### Short task
From the listing below, pull out all lines with "components" in them.

Code that builds pages
--- begin ---
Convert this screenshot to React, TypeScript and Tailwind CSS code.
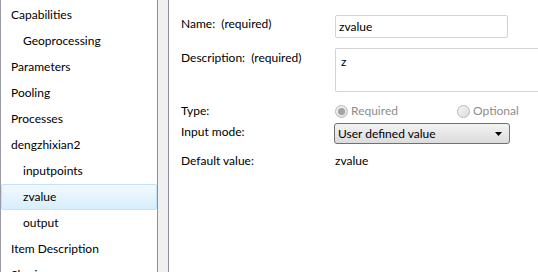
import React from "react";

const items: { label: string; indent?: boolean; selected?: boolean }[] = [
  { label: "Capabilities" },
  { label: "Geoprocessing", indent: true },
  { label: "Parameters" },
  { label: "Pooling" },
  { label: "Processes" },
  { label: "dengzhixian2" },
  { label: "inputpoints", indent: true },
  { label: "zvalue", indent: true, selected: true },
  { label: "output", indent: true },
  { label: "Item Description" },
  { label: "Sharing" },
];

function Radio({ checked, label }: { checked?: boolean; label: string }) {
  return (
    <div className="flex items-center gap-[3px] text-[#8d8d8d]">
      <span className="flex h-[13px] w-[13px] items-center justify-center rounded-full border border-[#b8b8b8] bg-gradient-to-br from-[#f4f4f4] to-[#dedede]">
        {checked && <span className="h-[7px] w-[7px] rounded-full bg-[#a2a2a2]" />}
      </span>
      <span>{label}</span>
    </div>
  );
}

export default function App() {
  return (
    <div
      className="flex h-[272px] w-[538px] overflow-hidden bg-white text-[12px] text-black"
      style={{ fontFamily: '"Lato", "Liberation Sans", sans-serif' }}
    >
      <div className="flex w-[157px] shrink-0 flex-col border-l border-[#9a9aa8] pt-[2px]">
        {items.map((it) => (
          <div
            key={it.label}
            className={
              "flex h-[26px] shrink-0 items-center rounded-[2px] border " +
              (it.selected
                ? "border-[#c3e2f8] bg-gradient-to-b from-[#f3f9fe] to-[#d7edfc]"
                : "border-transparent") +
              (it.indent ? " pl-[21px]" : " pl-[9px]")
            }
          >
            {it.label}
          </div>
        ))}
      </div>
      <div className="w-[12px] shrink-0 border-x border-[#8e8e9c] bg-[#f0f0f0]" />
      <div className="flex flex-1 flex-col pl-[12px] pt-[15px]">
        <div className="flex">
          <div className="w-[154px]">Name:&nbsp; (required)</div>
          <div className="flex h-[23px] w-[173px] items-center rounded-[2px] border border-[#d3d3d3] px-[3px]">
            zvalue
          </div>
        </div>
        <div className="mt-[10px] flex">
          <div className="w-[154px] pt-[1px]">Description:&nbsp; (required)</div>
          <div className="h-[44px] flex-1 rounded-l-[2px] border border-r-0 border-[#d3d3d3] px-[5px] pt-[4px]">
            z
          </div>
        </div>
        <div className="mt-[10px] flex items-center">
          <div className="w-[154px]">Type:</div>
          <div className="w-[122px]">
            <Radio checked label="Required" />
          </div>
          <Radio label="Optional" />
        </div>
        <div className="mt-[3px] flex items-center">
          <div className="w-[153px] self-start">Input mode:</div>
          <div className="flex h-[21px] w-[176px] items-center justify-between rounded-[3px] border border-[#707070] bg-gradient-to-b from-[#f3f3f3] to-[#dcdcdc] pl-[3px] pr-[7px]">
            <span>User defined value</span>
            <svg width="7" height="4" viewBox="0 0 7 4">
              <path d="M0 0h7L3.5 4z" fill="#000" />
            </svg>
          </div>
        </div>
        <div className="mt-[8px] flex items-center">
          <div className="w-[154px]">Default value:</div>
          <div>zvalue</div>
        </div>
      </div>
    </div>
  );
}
--- end ---
--- begin ---
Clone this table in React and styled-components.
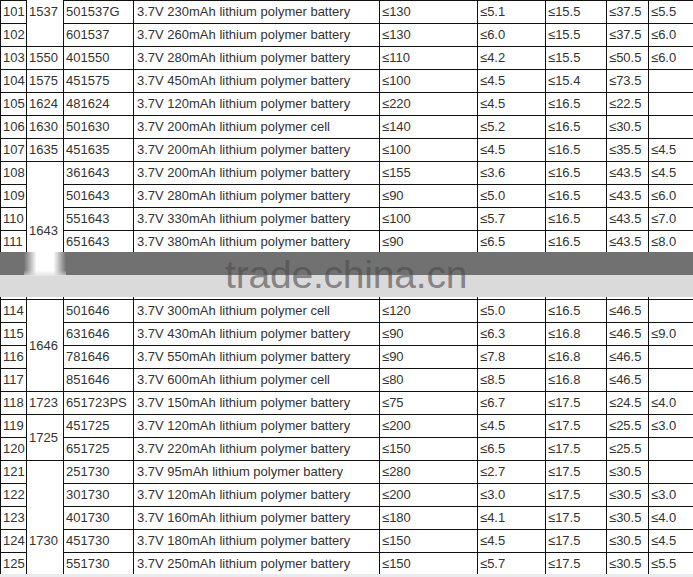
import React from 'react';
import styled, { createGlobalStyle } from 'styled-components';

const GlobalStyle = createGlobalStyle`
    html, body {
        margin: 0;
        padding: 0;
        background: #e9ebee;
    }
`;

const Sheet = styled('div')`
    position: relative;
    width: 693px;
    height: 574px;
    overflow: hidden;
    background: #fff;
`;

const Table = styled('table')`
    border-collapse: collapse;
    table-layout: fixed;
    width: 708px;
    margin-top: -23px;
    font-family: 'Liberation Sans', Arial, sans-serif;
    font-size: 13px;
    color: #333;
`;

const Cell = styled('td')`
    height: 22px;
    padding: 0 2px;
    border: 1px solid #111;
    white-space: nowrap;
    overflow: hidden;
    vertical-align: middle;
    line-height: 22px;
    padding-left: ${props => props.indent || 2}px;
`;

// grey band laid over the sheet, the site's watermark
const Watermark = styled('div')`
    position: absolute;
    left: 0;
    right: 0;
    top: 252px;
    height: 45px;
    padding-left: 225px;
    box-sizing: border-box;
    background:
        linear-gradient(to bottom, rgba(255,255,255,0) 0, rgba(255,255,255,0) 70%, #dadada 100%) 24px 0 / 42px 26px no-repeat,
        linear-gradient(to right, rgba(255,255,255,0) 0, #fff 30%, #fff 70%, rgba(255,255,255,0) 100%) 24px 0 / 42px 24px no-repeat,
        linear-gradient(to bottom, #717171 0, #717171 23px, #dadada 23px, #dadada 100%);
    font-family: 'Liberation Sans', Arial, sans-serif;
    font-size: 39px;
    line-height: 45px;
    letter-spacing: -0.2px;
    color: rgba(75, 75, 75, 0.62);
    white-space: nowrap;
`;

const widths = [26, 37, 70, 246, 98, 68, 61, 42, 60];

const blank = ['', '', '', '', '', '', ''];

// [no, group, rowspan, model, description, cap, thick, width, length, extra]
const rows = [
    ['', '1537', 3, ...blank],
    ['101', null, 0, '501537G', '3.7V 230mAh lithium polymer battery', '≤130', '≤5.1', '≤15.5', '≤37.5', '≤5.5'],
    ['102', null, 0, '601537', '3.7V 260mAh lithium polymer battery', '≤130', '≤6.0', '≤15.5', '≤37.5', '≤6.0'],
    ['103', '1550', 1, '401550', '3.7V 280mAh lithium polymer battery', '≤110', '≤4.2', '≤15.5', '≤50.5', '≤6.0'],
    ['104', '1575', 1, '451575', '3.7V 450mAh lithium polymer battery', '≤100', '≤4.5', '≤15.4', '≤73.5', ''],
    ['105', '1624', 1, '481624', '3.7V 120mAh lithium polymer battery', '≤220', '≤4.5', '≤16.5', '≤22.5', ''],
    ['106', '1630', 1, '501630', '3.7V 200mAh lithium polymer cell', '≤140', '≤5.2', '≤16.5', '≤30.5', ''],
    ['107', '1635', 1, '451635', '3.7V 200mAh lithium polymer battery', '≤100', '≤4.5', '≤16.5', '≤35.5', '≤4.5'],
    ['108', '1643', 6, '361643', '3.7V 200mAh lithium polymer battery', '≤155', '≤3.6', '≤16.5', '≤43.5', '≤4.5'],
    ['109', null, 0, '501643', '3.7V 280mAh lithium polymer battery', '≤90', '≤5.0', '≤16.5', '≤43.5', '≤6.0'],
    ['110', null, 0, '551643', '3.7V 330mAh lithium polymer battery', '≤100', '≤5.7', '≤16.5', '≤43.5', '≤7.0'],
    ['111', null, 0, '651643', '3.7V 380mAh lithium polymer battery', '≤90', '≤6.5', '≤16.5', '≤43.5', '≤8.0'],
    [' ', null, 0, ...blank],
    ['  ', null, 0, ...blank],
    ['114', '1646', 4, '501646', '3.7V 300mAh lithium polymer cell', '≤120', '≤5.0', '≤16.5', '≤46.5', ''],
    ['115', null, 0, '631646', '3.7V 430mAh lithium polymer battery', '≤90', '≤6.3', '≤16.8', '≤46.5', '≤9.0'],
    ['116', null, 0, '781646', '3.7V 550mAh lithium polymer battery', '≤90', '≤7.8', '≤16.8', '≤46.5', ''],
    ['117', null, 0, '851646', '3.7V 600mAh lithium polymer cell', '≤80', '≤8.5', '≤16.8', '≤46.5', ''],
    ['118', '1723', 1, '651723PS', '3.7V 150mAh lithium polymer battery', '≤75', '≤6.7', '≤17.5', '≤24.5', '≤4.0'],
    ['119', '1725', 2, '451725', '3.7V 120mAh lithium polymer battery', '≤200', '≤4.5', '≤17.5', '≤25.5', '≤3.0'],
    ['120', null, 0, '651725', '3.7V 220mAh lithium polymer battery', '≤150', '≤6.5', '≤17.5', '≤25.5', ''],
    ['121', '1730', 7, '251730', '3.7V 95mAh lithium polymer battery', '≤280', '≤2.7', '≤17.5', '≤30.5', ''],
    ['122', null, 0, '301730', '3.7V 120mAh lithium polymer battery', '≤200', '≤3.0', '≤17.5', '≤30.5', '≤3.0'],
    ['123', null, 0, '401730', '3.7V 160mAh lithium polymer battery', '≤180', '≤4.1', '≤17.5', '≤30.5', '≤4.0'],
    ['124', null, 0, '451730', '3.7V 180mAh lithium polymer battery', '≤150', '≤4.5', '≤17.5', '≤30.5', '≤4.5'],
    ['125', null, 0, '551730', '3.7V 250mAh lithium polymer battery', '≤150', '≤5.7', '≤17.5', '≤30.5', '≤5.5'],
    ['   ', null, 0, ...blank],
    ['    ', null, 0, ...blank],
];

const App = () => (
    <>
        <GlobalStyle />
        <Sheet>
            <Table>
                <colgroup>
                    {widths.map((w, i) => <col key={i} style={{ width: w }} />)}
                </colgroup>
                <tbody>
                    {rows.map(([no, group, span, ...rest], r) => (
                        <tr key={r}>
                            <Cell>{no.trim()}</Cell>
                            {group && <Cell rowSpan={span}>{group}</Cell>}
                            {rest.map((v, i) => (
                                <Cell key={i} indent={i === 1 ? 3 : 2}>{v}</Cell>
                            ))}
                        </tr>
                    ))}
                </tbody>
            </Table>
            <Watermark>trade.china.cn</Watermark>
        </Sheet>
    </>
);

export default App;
--- end ---
### Task output
Clone this table in React and styled-components.
import styled, { createGlobalStyle } from 'styled-components';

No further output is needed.